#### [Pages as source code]
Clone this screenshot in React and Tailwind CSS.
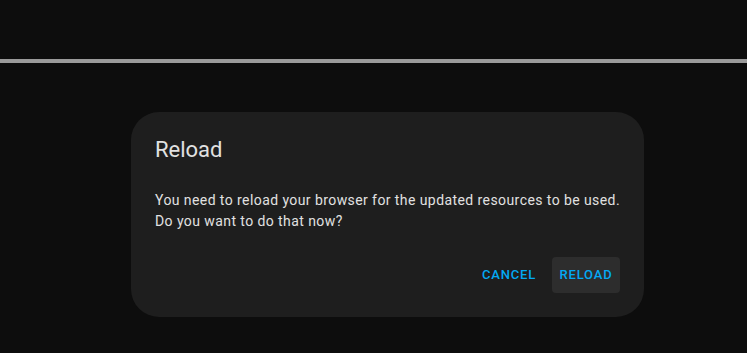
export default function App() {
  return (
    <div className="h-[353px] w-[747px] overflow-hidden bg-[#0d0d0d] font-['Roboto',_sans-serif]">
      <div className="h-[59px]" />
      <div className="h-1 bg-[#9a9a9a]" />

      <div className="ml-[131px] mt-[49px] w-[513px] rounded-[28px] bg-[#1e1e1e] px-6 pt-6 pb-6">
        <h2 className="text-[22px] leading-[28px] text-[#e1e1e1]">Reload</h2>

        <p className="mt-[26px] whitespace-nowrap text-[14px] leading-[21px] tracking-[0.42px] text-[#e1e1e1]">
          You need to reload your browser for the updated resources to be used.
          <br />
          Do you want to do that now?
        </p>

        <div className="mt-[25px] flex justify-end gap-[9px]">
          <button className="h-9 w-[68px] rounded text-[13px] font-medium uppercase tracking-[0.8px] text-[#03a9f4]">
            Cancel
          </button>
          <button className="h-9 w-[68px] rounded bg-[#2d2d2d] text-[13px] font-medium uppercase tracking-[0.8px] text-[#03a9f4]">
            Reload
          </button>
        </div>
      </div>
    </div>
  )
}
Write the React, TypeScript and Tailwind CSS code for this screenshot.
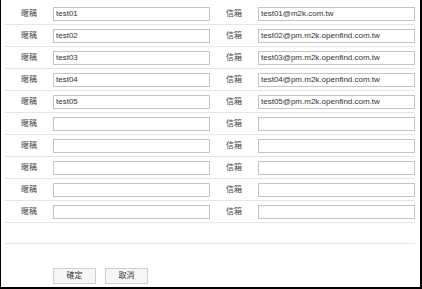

#### [Brief]
Write the entries above out again exactly, but not the pictures.

#### [The answer]
Clone this screenshot in React and Tailwind CSS.
export default function App() {
  return (
    <div className="h-[353px] w-[747px] overflow-hidden bg-[#0d0d0d] font-['Roboto',_sans-serif]">
      <div className="h-[59px]" />
      <div className="h-1 bg-[#9a9a9a]" />

      <div className="ml-[131px] mt-[49px] w-[513px] rounded-[28px] bg-[#1e1e1e] px-6 pt-6 pb-6">
        <h2 className="text-[22px] leading-[28px] text-[#e1e1e1]">Reload</h2>

        <p className="mt-[26px] whitespace-nowrap text-[14px] leading-[21px] tracking-[0.42px] text-[#e1e1e1]">
          You need to reload your browser for the updated resources to be used.
          <br />
          Do you want to do that now?
        </p>

        <div className="mt-[25px] flex justify-end gap-[9px]">
          <button className="h-9 w-[68px] rounded text-[13px] font-medium uppercase tracking-[0.8px] text-[#03a9f4]">
            Cancel
          </button>
          <button className="h-9 w-[68px] rounded bg-[#2d2d2d] text-[13px] font-medium uppercase tracking-[0.8px] text-[#03a9f4]">
            Reload
          </button>
        </div>
      </div>
    </div>
  )
}
Write the React, TypeScript and Tailwind CSS code for this screenshot.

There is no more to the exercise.